[SHORT PROBLEM]:
Produce an exact copy of all the data below, dropping every image.

*** DATASET ROWS

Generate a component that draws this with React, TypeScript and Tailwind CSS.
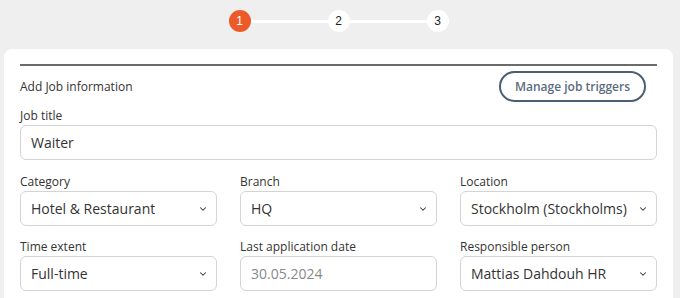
import { ChevronDown } from "lucide-react";

const font = { fontFamily: '"Open Sans", "Noto Sans", sans-serif' };

function Step({ n, active }: { n: number; active?: boolean }) {
	return (
		<div
			className={`flex h-[22px] w-[22px] items-center justify-center rounded-full text-[12px] ${
				active ? "bg-[#ec5a29] text-white" : "bg-white text-[#222]"
			}`}
			style={{ fontFamily: '"Liberation Sans", Arial, sans-serif' }}
		>
			{n}
		</div>
	);
}

function Label({ children }: { children: React.ReactNode }) {
	return <div className="mb-[2px] text-[12px] leading-[14px] text-[#333]">{children}</div>;
}

function Select({ value }: { value: string }) {
	return (
		<div className="flex h-[35px] items-center justify-between rounded-[6px] border border-[#d4d4d4] bg-white pl-[10px] pr-[8px] text-[14px] text-[#333]">
			<span className="truncate">{value}</span>
			<ChevronDown size={10} strokeWidth={2.5} className="shrink-0 text-[#333]" />
		</div>
	);
}

function Field({ label, value, select = true, muted }: { label: string; value: string; select?: boolean; muted?: boolean }) {
	return (
		<div>
			<Label>{label}</Label>
			{select ? (
				<Select value={value} />
			) : (
				<div
					className={`flex h-[35px] items-center rounded-[6px] border border-[#d4d4d4] bg-white px-[10px] text-[14px] ${
						muted ? "text-[#888]" : "text-[#333]"
					}`}
				>
					{value}
				</div>
			)}
		</div>
	);
}

export default function App() {
	return (
		<div className="h-[298px] w-[680px] overflow-hidden bg-[#efefef]" style={font}>
			<div className="flex items-center justify-center pt-[10px] pr-[3px]">
				<Step n={1} active />
				<div className="h-[3px] w-[77px] bg-white" />
				<Step n={2} />
				<div className="h-[3px] w-[77px] bg-white" />
				<Step n={3} />
			</div>
			<div className="mt-[17px] ml-[4px] mr-[7px] rounded-[8px] bg-white px-[16px] pt-[15px] pb-[20px]">
				<div className="h-[2px] bg-[#6b6b6b]" />
				<div className="mt-[5px] flex items-center justify-between">
					<div className="text-[12px] text-[#333]">Add Job information</div>
					<button
						type="button"
						className="mr-[11px] h-[31px] rounded-full border-2 border-[#4d5d73] px-[14px] text-[12px] font-semibold text-[#5b6b80]"
					>
						Manage job triggers
					</button>
				</div>
				<div className="mt-[7px]">
					<Label>Job title</Label>
					<div className="flex h-[35px] items-center rounded-[6px] border border-[#d4d4d4] bg-white px-[10px] text-[14px] text-[#333]">
						Waiter
					</div>
				</div>
				<div className="mt-[15px] grid grid-cols-3 gap-x-[23px] gap-y-[14px]">
					<Field label="Category" value="Hotel & Restaurant" />
					<Field label="Branch" value="HQ" />
					<Field label="Location" value="Stockholm (Stockholms)" />
					<Field label="Time extent" value="Full-time" />
					<Field label="Last application date" value="30.05.2024" select={false} muted />
					<Field label="Responsible person" value="Mattias Dahdouh HR" />
				</div>
			</div>
		</div>
	);
}
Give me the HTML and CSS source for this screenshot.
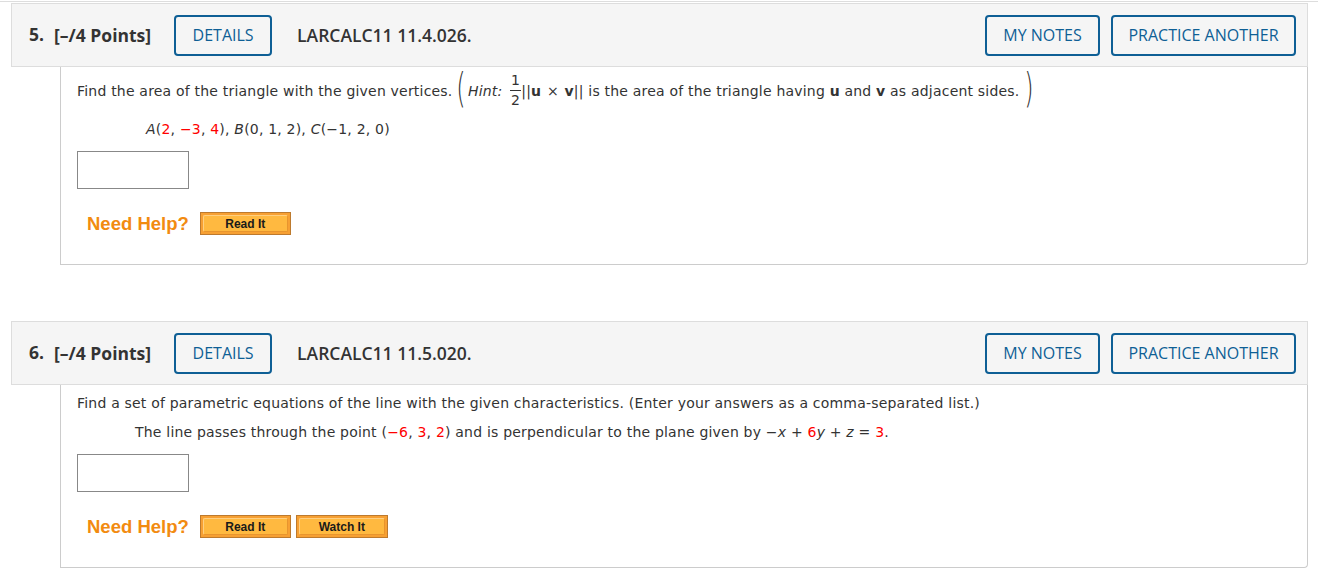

******

[RESULT OF THE EXERCISE]:
Generate a component that draws this with React, TypeScript and Tailwind CSS.
import { ChevronDown } from "lucide-react";

const font = { fontFamily: '"Open Sans", "Noto Sans", sans-serif' };

function Step({ n, active }: { n: number; active?: boolean }) {
	return (
		<div
			className={`flex h-[22px] w-[22px] items-center justify-center rounded-full text-[12px] ${
				active ? "bg-[#ec5a29] text-white" : "bg-white text-[#222]"
			}`}
			style={{ fontFamily: '"Liberation Sans", Arial, sans-serif' }}
		>
			{n}
		</div>
	);
}

function Label({ children }: { children: React.ReactNode }) {
	return <div className="mb-[2px] text-[12px] leading-[14px] text-[#333]">{children}</div>;
}

function Select({ value }: { value: string }) {
	return (
		<div className="flex h-[35px] items-center justify-between rounded-[6px] border border-[#d4d4d4] bg-white pl-[10px] pr-[8px] text-[14px] text-[#333]">
			<span className="truncate">{value}</span>
			<ChevronDown size={10} strokeWidth={2.5} className="shrink-0 text-[#333]" />
		</div>
	);
}

function Field({ label, value, select = true, muted }: { label: string; value: string; select?: boolean; muted?: boolean }) {
	return (
		<div>
			<Label>{label}</Label>
			{select ? (
				<Select value={value} />
			) : (
				<div
					className={`flex h-[35px] items-center rounded-[6px] border border-[#d4d4d4] bg-white px-[10px] text-[14px] ${
						muted ? "text-[#888]" : "text-[#333]"
					}`}
				>
					{value}
				</div>
			)}
		</div>
	);
}

export default function App() {
	return (
		<div className="h-[298px] w-[680px] overflow-hidden bg-[#efefef]" style={font}>
			<div className="flex items-center justify-center pt-[10px] pr-[3px]">
				<Step n={1} active />
				<div className="h-[3px] w-[77px] bg-white" />
				<Step n={2} />
				<div className="h-[3px] w-[77px] bg-white" />
				<Step n={3} />
			</div>
			<div className="mt-[17px] ml-[4px] mr-[7px] rounded-[8px] bg-white px-[16px] pt-[15px] pb-[20px]">
				<div className="h-[2px] bg-[#6b6b6b]" />
				<div className="mt-[5px] flex items-center justify-between">
					<div className="text-[12px] text-[#333]">Add Job information</div>
					<button
						type="button"
						className="mr-[11px] h-[31px] rounded-full border-2 border-[#4d5d73] px-[14px] text-[12px] font-semibold text-[#5b6b80]"
					>
						Manage job triggers
					</button>
				</div>
				<div className="mt-[7px]">
					<Label>Job title</Label>
					<div className="flex h-[35px] items-center rounded-[6px] border border-[#d4d4d4] bg-white px-[10px] text-[14px] text-[#333]">
						Waiter
					</div>
				</div>
				<div className="mt-[15px] grid grid-cols-3 gap-x-[23px] gap-y-[14px]">
					<Field label="Category" value="Hotel & Restaurant" />
					<Field label="Branch" value="HQ" />
					<Field label="Location" value="Stockholm (Stockholms)" />
					<Field label="Time extent" value="Full-time" />
					<Field label="Last application date" value="30.05.2024" select={false} muted />
					<Field label="Responsible person" value="Mattias Dahdouh HR" />
				</div>
			</div>
		</div>
	);
}
Give me the HTML and CSS source for this screenshot.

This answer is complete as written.